When the small-angle approximation is safe
The approximation θ ≈ S/D is extremely useful, but it should be treated as a controlled simplification. It assumes the tangent function is almost linear near zero. That is true for small arguments and gradually less true as the ratio S/D increases. The table below shows how approximation error grows with angle.
| S/D Ratio | Exact Angle (deg) | Approx Angle (deg) | Approximation Error |
|---|---|---|---|
| 0.01 | 0.5729 | 0.5730 | about 0.00% |
| 0.05 | 2.8642 | 2.8648 | about 0.02% |
| 0.10 | 5.7248 | 5.7296 | about 0.08% |
| 0.20 | 11.4212 | 11.4592 | about 0.33% |
| 0.50 | 28.0725 | 28.6479 | about 2.05% |
Practical examples
Example 1: Dashboard readability. Suppose a display icon is 8 mm tall and viewed at 700 mm. Using the small-angle equation, θ ≈ 8/700 = 0.01143 rad, or about 0.655 degrees, which is 39.3 arcmin. This is generally large enough for rapid detection, depending on contrast and ambient conditions.
Example 2: Sports camera framing. A player height of 1.8 m at 45 m distance gives θ = 2 arctan(1.8/(2 x 45)) = 2.290 degrees approximately. That helps decide focal length and pixel coverage for action analysis.
Example 3: Astronomy intuition. The Sun and Moon both appear near half a degree. That similarity in subtended angle is why total solar eclipses are possible, even though their real diameters are radically different.
Common mistakes and how to avoid them
- Unit mismatch: mixing centimeters and meters is the top failure mode.
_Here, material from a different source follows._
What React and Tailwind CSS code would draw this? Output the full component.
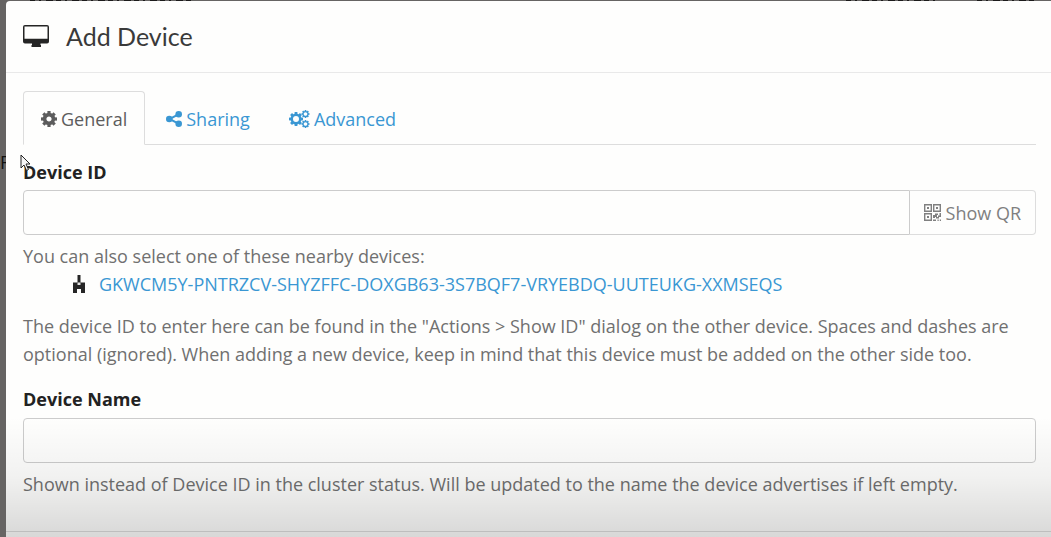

Convert first.
- Wrong dimension: if you need horizontal angular width, do not enter diagonal size.
- Using approximation beyond its comfort zone: at larger angles, use the exact formula.
- Centering assumptions: formulas assume object is approximately centered along line of sight.
- Rounding too early: keep precision through computation, round only for reporting.
Advanced interpretation: angle to pixel and sensor planning
In imaging systems, subtended angle is often converted into pixel occupancy. If a camera has horizontal field of view of 60 degrees and captures 1920 pixels across, each pixel spans about 0.03125 degrees. If your target subtends 1 degree, it occupies about 32 pixels horizontally. This estimate is foundational for detection, classification, and tracking probability in computer vision pipelines. In safety systems, minimum detectable target angle can be translated into minimum stopping distance policies and sensor placement standards.
Quality control checklist for professional reports
- State whether you used exact or approximate formula.
- Include original measurements and all unit conversions.
- Report angle in at least one SI-related unit (radians or degrees).
- If approximation is used, include estimated percent error.
- Document measurement uncertainty for size and distance.
Authoritative references
For verified scientific context and educational support, review these sources:
- NASA Moon Facts (.gov)
- NASA Sun Facts (.gov)
- University of Nebraska Lincoln angular size educational resource (.edu)
Final takeaway
Calculating subtended angles is one of the most practical skills in technical geometry. It converts physical dimensions into visual significance, enabling better design decisions, better observations, and more accurate engineering outcomes. Start with robust measurements, choose the right formula, and communicate the result with the right units. When done correctly, subtended angle analysis gives you a direct, quantitative answer to what humans and sensors actually see.